Although the Artesian-Norman Basset is an adept in hunting but it has also earned a well-deserved popularity as a companion animal. It’s endowed with easy-going, playful and amicable disposition, which makes it the much-preferred pet in its homeland. With its moderate size it will be quite satisfied with an apartment life. The breed has an outstanding reputation with children but it needs certain socialisation, as every other dog.
Strange people are commonly perceived by the Artesian-Norman Basset as potential friends and without timely correction this breed can grow into an inappropriate greeter. Some of its members can demonstrate inborn shyness in the presence of unfamiliar person. On the other hand this behavioural pattern is barely expressed in correctly socialised dogs. The breed is characterised with enough vigilance and alertness to become fairly effective as a watchdog. However, it isn’t suited for the job of a guard dog because of its friendliness and trustfulness with humans.
The Artesian-Norman Basset was widely used in pack hunting so any canine aggressiveness was diligently bred out from its characteristics. It does tend to compete for alpha status in the company of other canines so the interaction of two strange dogs requires close supervision from their masters. This dog was developed as a highly reliable hunting dog so it possesses rather strong prey drive. It poses prominent threat for any street animal of cat’s size. This breed will most likely co-habit peacefully with a familiar pet (including a household cat) provided they have been correctly introduced to each other.
The most common problems for the breed include:
• ear infections;
• canine hip dysplasia;
• joint pain;
• back pain.
The Artesian-Norman Basset will require minimal attention to its grooming. Its smooth short hair should be brushed regularly and thoroughly. The dog is a light shedder but it does shed so it’s ill-suited for someone who suffers from allergy or just hates cleaning up dog’s hair from the furniture, carpets and clothes.
Sizeable ears of the Artesian-Norman Basset easily catch various infections if its master doesn’t invest some time in its cleaning on a regular basis. It’s imperative to introduce your dog to this cleaning procedure as early as possible since a grown-up animal may be frightened or nervous of it.
The training of the Artesian-Norman Basset poses an average difficulty for an experienced handler. The dog is noted with biddable demeanour and naturally inquisitive mind and it’s usually happy to pleasure. On the other hand, occasionally it prefers to do its own things rather than to follow orders. Furthermore the Artesian-Norman Basset easily loses its focus if it comes upon some attractive trail.
The breeds’ training should be approached with sufficient amount of patience, firm, but respectful attitude and the dog’s favourite treats.

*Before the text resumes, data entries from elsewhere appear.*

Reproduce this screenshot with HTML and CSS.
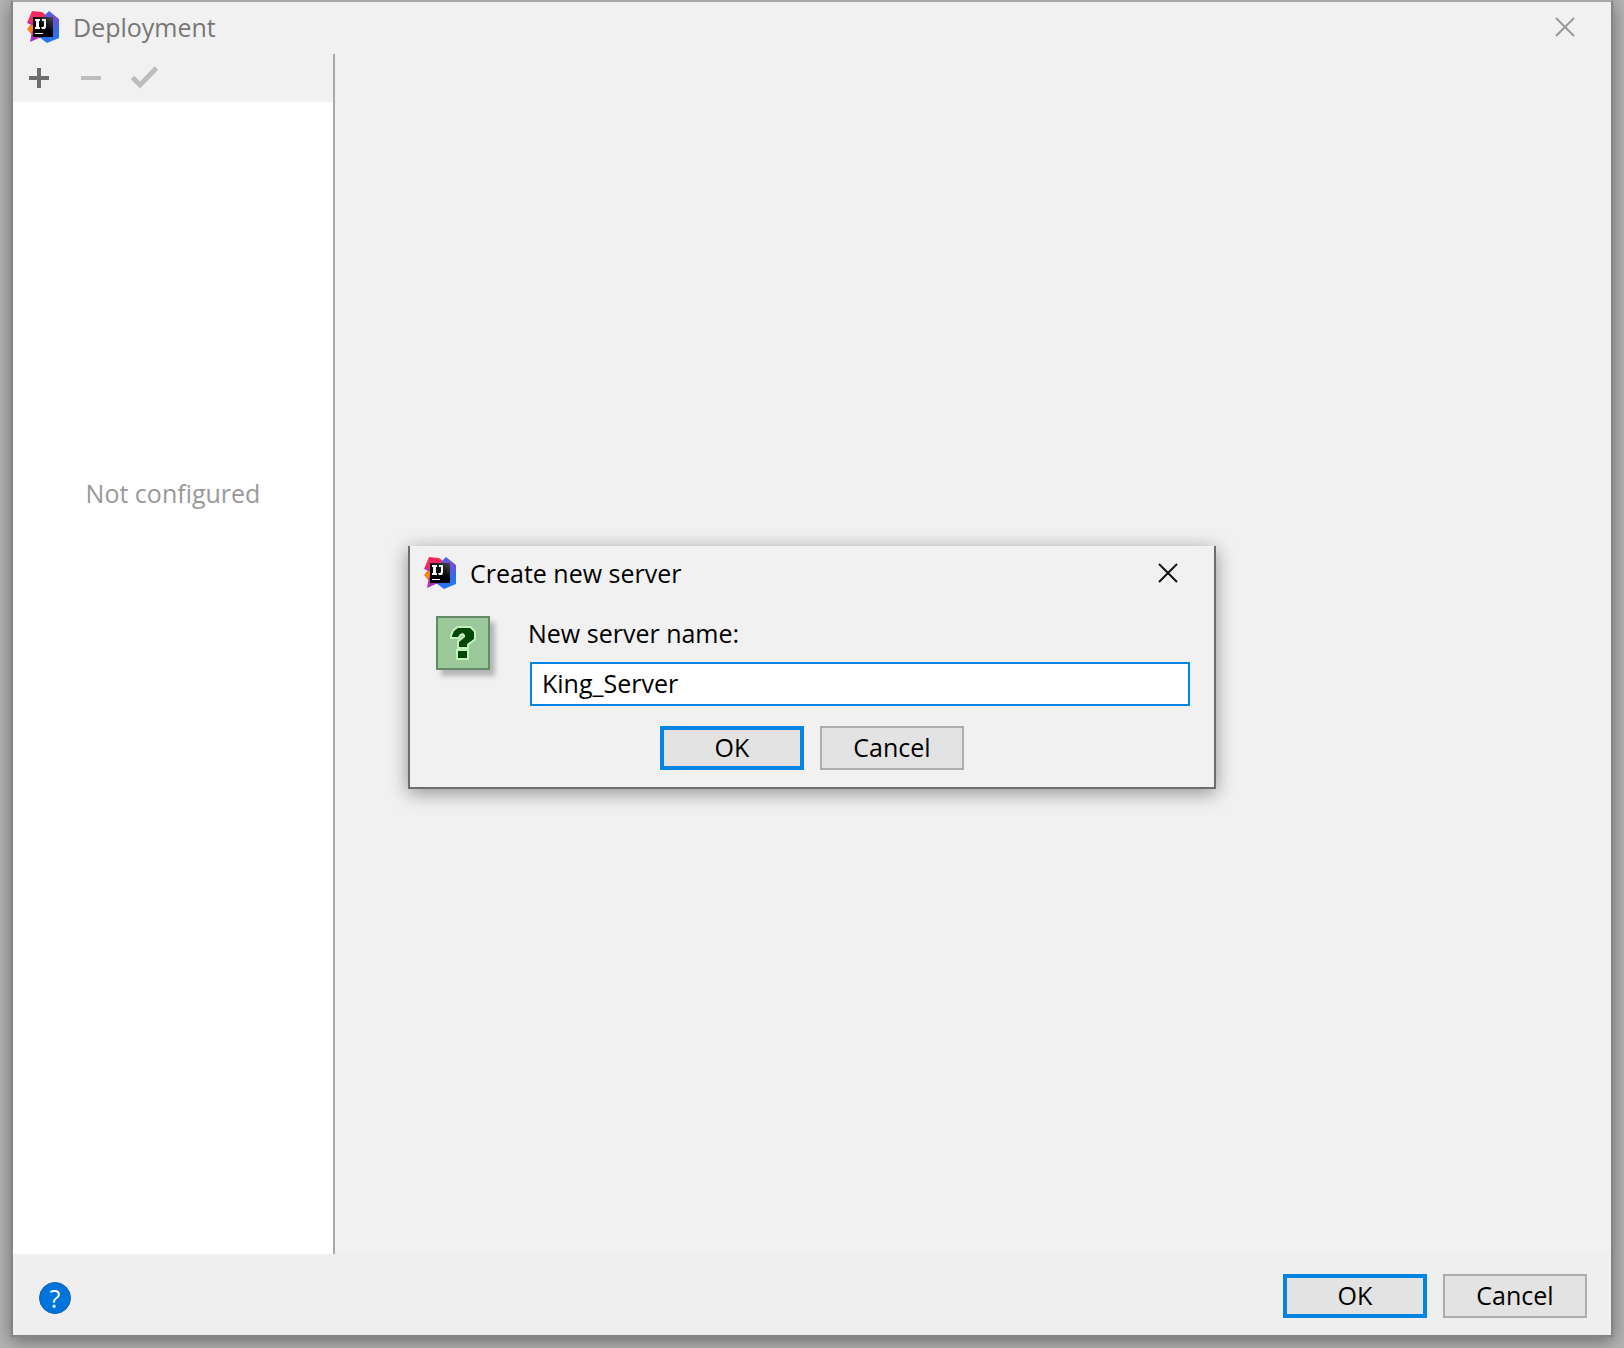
FILE: index.html
```html
<!DOCTYPE html>
<html lang="en">
<head>
<meta charset="utf-8">
<meta name="viewport" content="width=device-width, initial-scale=1">
<title>Deployment</title>
<link rel="stylesheet" href="styles.css">
</head>
<body>
<svg class="defs" aria-hidden="true">
  <defs>
    <linearGradient id="red" x1="0" y1="0" x2="0" y2="1"><stop offset="0" stop-color="#fe2857"/><stop offset="0.65" stop-color="#f0286a"/><stop offset="1" stop-color="#9a35c8"/></linearGradient>
    <linearGradient id="blue" x1="0.2" y1="0" x2="0.5" y2="1"><stop offset="0" stop-color="#2f6cf0"/><stop offset="0.35" stop-color="#7a4cd8"/><stop offset="0.7" stop-color="#3767ea"/><stop offset="1" stop-color="#1f7cf0"/></linearGradient>
    <linearGradient id="purple" x1="0" y1="1" x2="1" y2="0.4"><stop offset="0" stop-color="#9039d8"/><stop offset="0.5" stop-color="#c02fa0"/><stop offset="1" stop-color="#fe2857"/></linearGradient>
    <linearGradient id="black" x1="1" y1="0" x2="0.6" y2="0.6"><stop offset="0" stop-color="#4a4a4a"/><stop offset="1" stop-color="#000"/></linearGradient>
    <symbol id="logo" viewBox="0 0 32 32">
      <path d="M0 18 4 13 8 16 7 24 4 23Z" fill="#fc801d"/>
      <path d="M5 0 15 1 20 5 19 9 7 15 0 12Z" fill="url(#red)"/>
      <path d="M5 20 16 24 20 27 12 27 3 31Z" fill="url(#purple)"/>
      <path d="M22 0 32 8 32 27 20 32 12 26 18 4Z" fill="url(#blue)"/>
      <path d="M6 6h20v20H6z" fill="url(#black)"/>
      <path d="M8 8h5v2h-1v6h1v2H8v-2h1v-6H8zM15 8h4v8l-1 2h-3l-1-2h2l1-1v-5h-2zM8 22h8v1H8z" fill="#fff"/>
    </symbol>
  </defs>
</svg>
<main class="window">
  <header class="titlebar">
    <svg class="logo" aria-hidden="true"><use href="#logo"/></svg>
    <h1 class="title">Deployment</h1>
    <button class="close" type="button" aria-label="Close"><svg viewBox="0 0 20 20"><path d="M1 1 19 19M19 1 1 19"/></svg></button>
  </header>
  <div class="content">
    <aside class="sidebar">
      <div class="toolbar">
        <button class="tool add" type="button" aria-label="Add"><svg viewBox="0 0 28 28"><path d="M4 14h20M14 4v20"/></svg></button>
        <button class="tool" type="button" aria-label="Remove" disabled><svg viewBox="0 0 28 28"><path d="M4 14h20"/></svg></button>
        <button class="tool" type="button" aria-label="Use as default" disabled><svg viewBox="0 0 28 28"><path d="M2.500 13.500 10 21 26.500 4" stroke-width="5"/></svg></button>
      </div>
      <div class="servers"><p class="empty">Not configured</p></div>
    </aside>
    <section class="details" aria-label="Server settings"></section>
  </div>
  <footer class="footer">
    <button class="help" type="button" aria-label="Help">?</button>
    <div class="actions">
      <button class="button primary" type="button">OK</button>
      <button class="button" type="button">Cancel</button>
    </div>
  </footer>
</main>
<form class="dialog" role="dialog" aria-labelledby="dialog-title">
  <header class="titlebar">
    <svg class="logo" aria-hidden="true"><use href="#logo"/></svg>
    <h2 class="title" id="dialog-title">Create new server</h2>
    <button class="close" type="button" aria-label="Close"><svg viewBox="0 0 20 20"><path d="M1 1 19 19M19 1 1 19"/></svg></button>
  </header>
  <div class="prompt">
    <svg class="question" viewBox="0 0 54 54" aria-hidden="true">
      <path d="M1 1h52v52H1z" fill="#9bc898" stroke="#668a68" stroke-width="2"/>
      <path class="mark" d="M16 20 18 15 22 12H34L38 16V23L31 28V31H23V26L29 21V19L27 17 24 18 22 21H16ZM22 35h9v7h-9z"/>
    </svg>
    <div class="field">
      <label for="server-name">New server name:</label>
      <input id="server-name" type="text" value="King_Server">
    </div>
  </div>
  <div class="actions centered">
    <button class="button primary" type="submit">OK</button>
    <button class="button" type="button">Cancel</button>
  </div>
</form>
</body>
</html>
```
FILE: styles.css
```css
* { box-sizing: border-box; }
body {
  margin: 0;
  min-height: 100vh;
  display: flex;
  padding: 0 11px 11px;
  background: #b3b3b3;
  color: #000;
  font: 25px/34px "Open Sans", "Noto Sans", sans-serif;
}
button, input { font: inherit; color: inherit; }
button { margin: 0; padding: 0; }
svg { display: block; }
.defs { position: absolute; width: 0; height: 0; }
.window {
  flex: 1;
  display: flex;
  flex-direction: column;
  border: 2px solid #858585;
  border-top-color: #a8a8a8;
  background: #f1f1f1;
  box-shadow: 0 4px 16px rgba(0, 0, 0, 0.4);
}
.titlebar {
  display: flex;
  align-items: center;
  height: 52px;
  padding: 0 36px 0 14px;
}
.window .titlebar { padding-bottom: 2px; }
.dialog .titlebar { padding-top: 2px; }
.logo { width: 32px; height: 32px; }
.title { flex: 1; margin: 0 0 0 14px; font-size: 25px; font-weight: 400; }
.window .title { color: #777; }
.close { border: 0; background: none; }
.close svg { width: 20px; height: 20px; fill: none; stroke: #111; stroke-width: 2; }
.window .close svg { stroke: #999; }
.content { flex: 1; display: flex; }
.sidebar { width: 322px; display: flex; flex-direction: column; border-right: 2px solid #a9a9a9; }
.toolbar { display: flex; gap: 24px; height: 48px; padding: 10px 12px; }
.tool { border: 0; background: none; color: #bdbdbd; }
.tool svg { width: 28px; height: 28px; fill: none; stroke: currentColor; stroke-width: 4; }
.tool:last-child { margin-left: 1px; }
.add { color: #6e6e6e; }
.servers { flex: 1; padding-top: 374px; background: #fff; }
.empty { margin: 0; text-align: center; color: #999; }
.details { flex: 1; }
.footer {
  display: flex;
  align-items: center;
  justify-content: space-between;
  height: 81px;
  padding: 3px 24px 0 26px;
  background: #efefef;
}
.help {
  width: 32px;
  height: 32px;
  margin-top: 4px;
  border: 1px solid #1262ad;
  border-radius: 50%;
  background: #0074dd;
  color: #fff;
  line-height: 28px;
}
.actions { display: flex; gap: 16px; }
.centered { justify-content: center; }
.button {
  width: 144px;
  height: 44px;
  padding-bottom: 2px;
  border: 2px solid #adadad;
  background: #e3e3e3;
}
.primary { border: 4px solid #0585e1; }
.dialog {
  position: absolute;
  top: 546px;
  left: 50%;
  width: 808px;
  transform: translateX(-50%);
  padding-bottom: 17px;
  border: 2px solid #6d6d6d;
  border-top: 0;
  background: #f1f1f1;
  box-shadow: 0 4px 18px rgba(0, 0, 0, 0.4);
}
.prompt { display: flex; gap: 40px; padding: 18px 24px 20px 26px; }
.question { width: 54px; height: 54px; box-shadow: 5px 6px 5px rgba(0, 0, 0, 0.25); }
.mark { fill: #044604; stroke: #c3f3bd; stroke-width: 4; paint-order: stroke; }
.field { flex: 1; display: flex; flex-direction: column; gap: 12px; }
.field label { margin-left: -2px; }
.field input {
  width: 100%;
  height: 44px;
  padding: 0 10px 2px;
  border: 2px solid #0585e1;
  border-radius: 0;
  outline: 0;
  background: #fff;
}
```
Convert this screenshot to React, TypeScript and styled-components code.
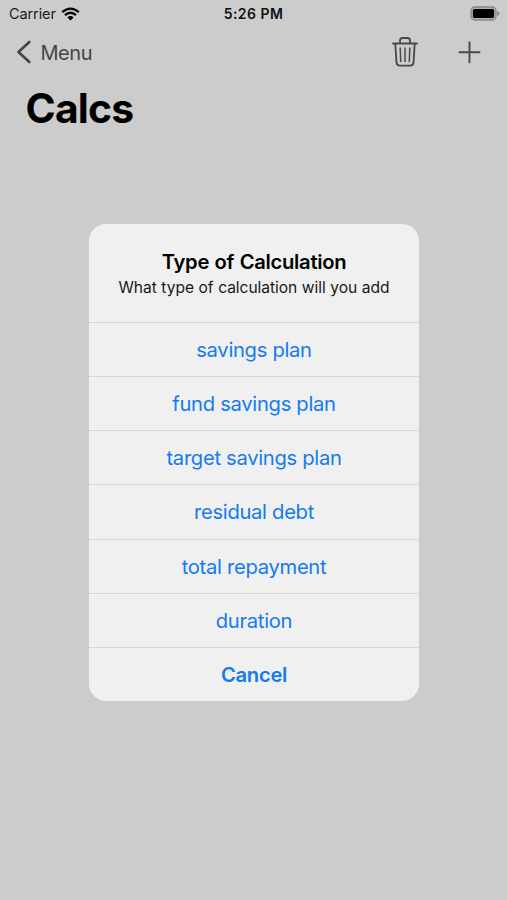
import React from "react";
import styled, { createGlobalStyle } from "styled-components";

const GlobalStyle = createGlobalStyle`
  * { box-sizing: border-box; }
  html, body, #root { margin: 0; height: 100%; }
  body { background: #cccccc; font-family: Inter, "Liberation Sans", sans-serif; }
  button { font: inherit; border: 0; padding: 0; background: none; }
`;

const Screen = styled.div`
  height: 100vh;
  overflow: hidden;
  background: #cccccc;
  color: #000;
`;

const StatusBar = styled.header`
  display: grid;
  grid-template-columns: 1fr auto 1fr;
  align-items: center;
  height: 27px;
  padding: 0 7px 0 9px;
`;

const Carrier = styled.div`
  display: flex;
  align-items: center;
  gap: 5px;
  font-size: 14.5px;
  line-height: 27px;
  letter-spacing: -0.1px;
  color: #1c1c1c;
`;

const Clock = styled.div`
  margin-right: 2px;
  font-size: 14px;
  font-weight: 600;
  line-height: 27px;
  letter-spacing: 0.45px;
  color: #111;
`;

const Battery = styled.svg`
  justify-self: end;
`;

const NavBar = styled.nav`
  display: flex;
  align-items: center;
  justify-content: space-between;
  height: 50px;
  padding: 0 26px 0 16px;
  color: #454545;
`;

const BackButton = styled.button`
  display: flex;
  align-items: center;
  gap: 8.5px;
  font-size: 20px;
  letter-spacing: -0.45px;
  color: #454545;
`;

const BackLabel = styled.span`
  padding-top: 2px;
`;

const Actions = styled.div`
  display: flex;
  align-items: center;
  gap: 40px;
`;

const IconButton = styled.button`
  display: flex;
  color: #484848;
`;

const Title = styled.h1`
  margin: 5px 0 0 25.5px;
  font-size: 40.8px;
  line-height: 52px;
  font-weight: 700;
  letter-spacing: -0.8px;
`;

const Dialog = styled.section`
  width: 330px;
  height: 477px;
  margin: 90px auto 0 89px;
  border-radius: 17px;
  overflow: hidden;
  background: #f0f0f0;
  text-align: center;
`;

const DialogHeader = styled.div`
  height: 98px;
  padding-top: 25px;
`;

const DialogTitle = styled.h2`
  margin: 0;
  font-size: 20.2px;
  line-height: 26px;
  font-weight: 600;
  letter-spacing: -0.3px;
  word-spacing: 0.8px;
`;

const Message = styled.p`
  margin: 0;
  font-size: 15.6px;
  line-height: 26px;
  letter-spacing: -0.06px;
  word-spacing: 0.3px;
  color: #181818;
`;

const Option = styled.button<{ $strong?: boolean }>`
  display: block;
  width: 100%;
  height: 54.15px;
  border-top: 1px solid #d7d7d7;
  font-size: 20.2px;
  font-weight: ${(p) => (p.$strong ? 600 : 400)};
  letter-spacing: -0.3px;
  color: #147bf0;
`;

const options = [
  "savings plan",
  "fund savings plan",
  "target savings plan",
  "residual debt",
  "total repayment",
  "duration",
];

export default function App() {
  return (
    <Screen>
      <GlobalStyle />
      <StatusBar>
        <Carrier>
          Carrier
          <svg width="19" height="14" viewBox="0 0 19 14" fill="none" stroke="#000" strokeWidth="2.3">
            <path d="M1.2 5.2Q9.5-2 17.8 5.2M4 8.2Q9.5 3.3 15 8.2" />
            <path d="M9.5 13.5 6.4 10.4Q9.5 7.8 12.6 10.4Z" fill="#000" stroke="none" />
          </svg>
        </Carrier>
        <Clock>5:26 PM</Clock>
        <Battery width="30" height="15" viewBox="0 0 30 15">
          <rect x="1" y="1" width="25" height="13" rx="3.8" fill="#b4b4b4" stroke="#858585" strokeWidth="1.3" />
          <rect x="2.9" y="2.9" width="21.2" height="9.2" rx="1.6" fill="#000" />
          <path d="M27.3 5v5q2.2-.7 2.2-2.5T27.3 5Z" fill="#858585" />
        </Battery>
      </StatusBar>
      <NavBar>
        <BackButton>
          <svg width="16" height="26" viewBox="0 0 16 26" fill="none" stroke="currentColor" strokeWidth="2.6" strokeLinecap="round" strokeLinejoin="round">
            <path d="M13.3 3 2.5 13l10.8 10" />
          </svg>
          <BackLabel>Menu</BackLabel>
        </BackButton>
        <Actions>
          <IconButton aria-label="Delete">
            <svg width="26" height="32" viewBox="0 0 26 32" fill="none" stroke="currentColor" strokeWidth="1.8" strokeLinecap="round" strokeLinejoin="round">
              <path d="M1 7.5h24M8 7V4.5Q8 2 10.5 2h5Q18 2 18 4.5V7M3.3 8l1.2 18.4Q4.7 29.6 7.8 29.6h10.4q3.1 0 3.3-3.2L22.7 8" />
              <path d="M8.2 12l.5 13.5M13 12v13.5M17.8 12l-.5 13.5" strokeWidth="1.5" />
            </svg>
          </IconButton>
          <IconButton aria-label="Add">
            <svg width="23" height="24" viewBox="0 0 23 24" fill="none" stroke="currentColor" strokeWidth="1.9" strokeLinecap="round">
              <path d="M1.5 12.3h20M11.5 2.3v20" />
            </svg>
          </IconButton>
        </Actions>
      </NavBar>
      <Title>Calcs</Title>
      <Dialog role="dialog" aria-label="Type of Calculation">
        <DialogHeader>
          <DialogTitle>Type of Calculation</DialogTitle>
          <Message>What type of calculation will you add</Message>
        </DialogHeader>
        {options.map((name) => (
          <Option key={name}>{name}</Option>
        ))}
        <Option $strong>Cancel</Option>
      </Dialog>
    </Screen>
  );
}
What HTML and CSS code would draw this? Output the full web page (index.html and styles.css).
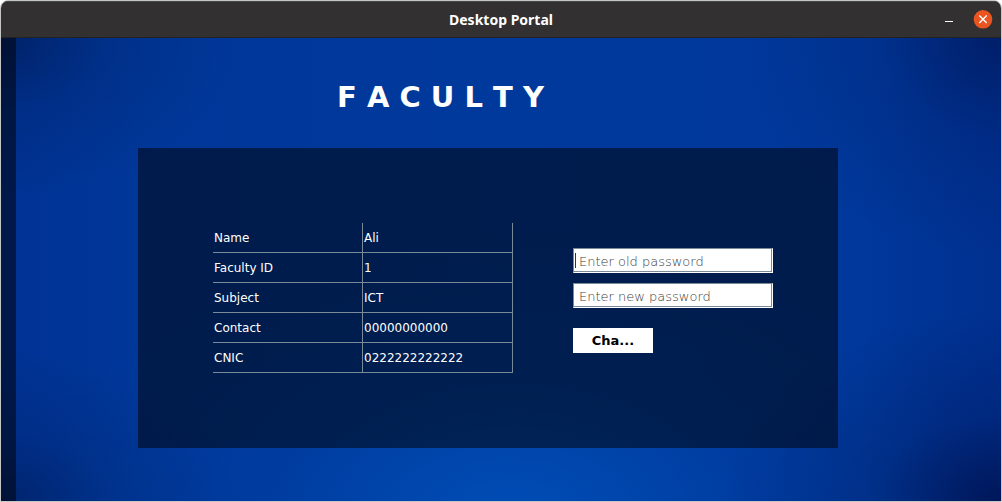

Punishments and rude handling won’t bring desirable results with this dog and will only induce it natural stubbornness.
The Artesian-Norman Basset is a very physically capable dog, which evidently requires some meaningful way to channel its energy surplus. It is surely not a lap dog and should receive enough physical stimulation on the daily basis.
The dogs’ exercise regimen should include at least a brisk walk of an hour long although this breed will eagerly accept virtually any amount of intense outdoors activity. The Artesian-Norman Basset is susceptible to back pain and excessive weight can greatly aggravate this problem so it must be provided with lots of vigorous daily exercises.